In the 20th century, Caravaggio experienced a major revival. Art historians like Roberto Longhi brought his work back into the spotlight, emphasizing his modernity. Contemporary painters and photographers—from Lucian Freud to Cindy Sherman—have cited Caravaggio as an inspiration for his psychological depth and bold lighting. His influence extends into cinema: directors like Martin Scorsese and Derek Jarman have referenced his compositions, and his life has been the subject of films and novels. The visual language of film noir and the works of directors like Peter Greenaway owe a debt to Caravaggio’s tenebrism.

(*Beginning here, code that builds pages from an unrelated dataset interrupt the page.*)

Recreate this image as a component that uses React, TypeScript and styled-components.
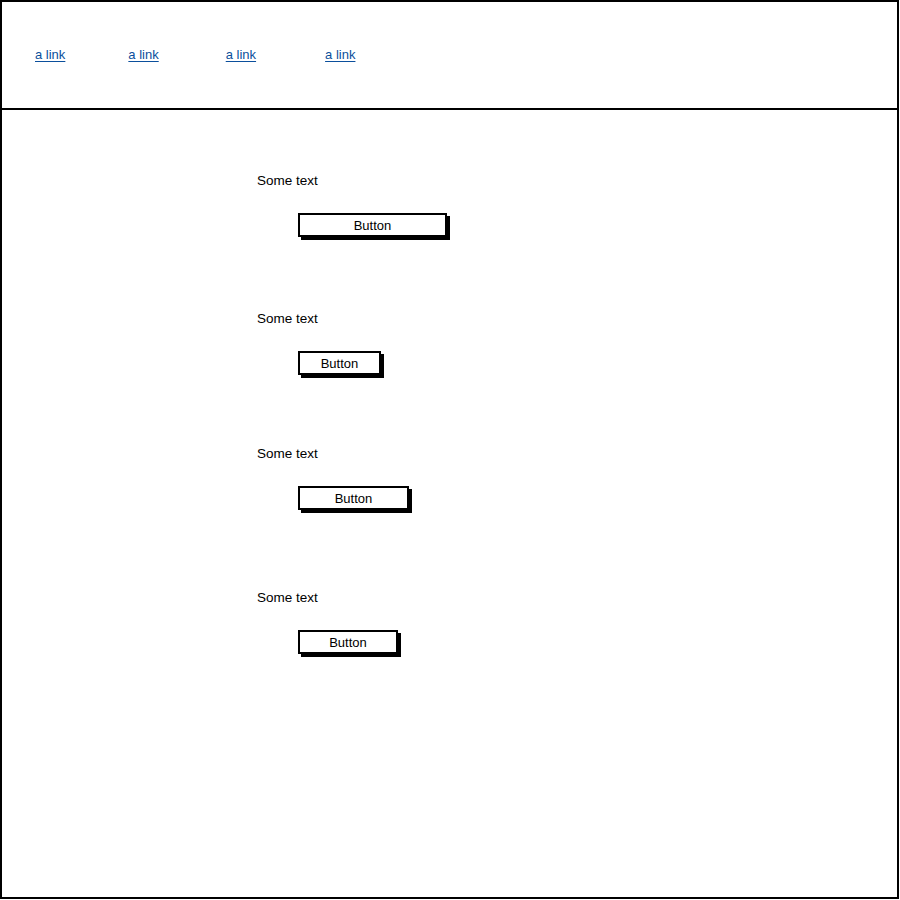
import React from "react";
import styled, { createGlobalStyle } from "styled-components";

const GlobalStyle = createGlobalStyle`
  html, body {
    margin: 0;
    padding: 0;
    background: #ffffff;
  }
  body {
    font-family: "Liberation Sans", Arial, sans-serif;
    font-size: 13px;
    color: #000;
  }
`;

const Frame = styled.div`
  box-sizing: border-box;
  width: 899px;
  height: 899px;
  border: 2px solid #000;
  display: flex;
  flex-direction: column;
  background: #fff;
`;

const Header = styled.nav`
  box-sizing: border-box;
  height: 108px;
  border-bottom: 2px solid #000;
  display: flex;
  align-items: center;
  padding-left: 33px;
  padding-bottom: 1px;
`;

const NavLink = styled.a<{ $offset: number }>`
  margin-left: ${(p) => p.$offset}px;
  color: #0b4f9c;
  text-decoration: underline;
  text-underline-offset: 2px;
  font-size: 13px;
  line-height: 16px;
  cursor: pointer;
`;

const Content = styled.main`
  display: flex;
  flex-direction: column;
  padding: 63px 0 0 255px;
`;

const Section = styled.section<{ $top: number }>`
  display: flex;
  flex-direction: column;
  align-items: flex-start;
  gap: 24px;
  margin-top: ${(p) => p.$top}px;
`;

const Label = styled.p`
  margin: 0;
  font-size: 13.5px;
  line-height: 16px;
`;

const Button = styled.button<{ $width: number }>`
  box-sizing: border-box;
  margin-left: 41px;
  width: ${(p) => p.$width}px;
  height: 24px;
  border: 2px solid #000;
  background: #fff;
  box-shadow: 3px 3px 0 #000;
  font-family: "Liberation Sans", Arial, sans-serif;
  font-size: 13px;
  color: #000;
  padding: 0;
  cursor: pointer;
`;

const links = [0, 63, 67, 69];
const sections = [
  { top: 0, width: 149 },
  { top: 74, width: 83 },
  { top: 71, width: 111 },
  { top: 80, width: 100 },
];

export default function App() {
  return (
    <>
      <GlobalStyle />
      <Frame>
        <Header>
          {links.map((o, i) => (
            <NavLink key={i} $offset={o}>
              a link
            </NavLink>
          ))}
        </Header>
        <Content>
          {sections.map((s, i) => (
            <Section key={i} $top={s.top}>
              <Label>Some text</Label>
              <Button $width={s.width}>Button</Button>
            </Section>
          ))}
        </Content>
      </Frame>
    </>
  );
}
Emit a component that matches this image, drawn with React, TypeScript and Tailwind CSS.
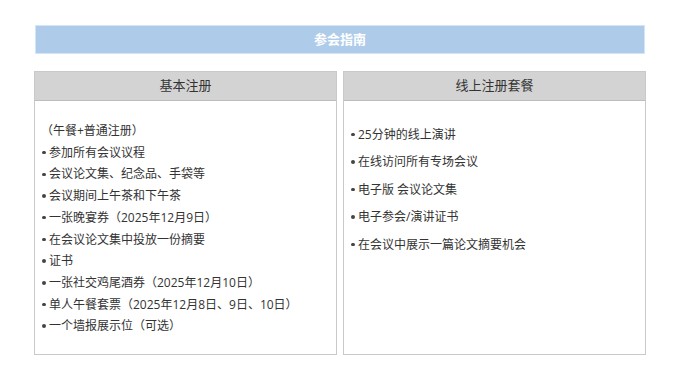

Today, Caravaggio’s paintings are among the most visited in museums worldwide. The Contarelli Chapel and the Cerasi Chapel in Rome remain pilgrimage sites for lovers of Baroque art. His technical mastery and humanistic vision continue to challenge and inspire, reminding us that art can be both sacred and profane, beautiful and brutal. More information about his life and works can be found at the Encyclopædia Britannica entry and the National Gallery collection.

Conclusion

Caravaggio’s fusion of chiaroscuro and dramatic realism broke away from the idealization of the Renaissance and paved the way for the Baroque. His ability to capture the raw, often uncomfortable truths of the human condition—faith, doubt, violence, mercy—gives his works an enduring power. Despite a short, violent life, Caravaggio left an indelible mark on Western art. More than four centuries after his death, his paintings still stop us in our tracks, pulling us into dark rooms illuminated by a light that feels both earthly and divine. His work remains a testament (in the positive sense) to the power of seeing the sacred in the ordinary, and the brutal honesty of the human glance.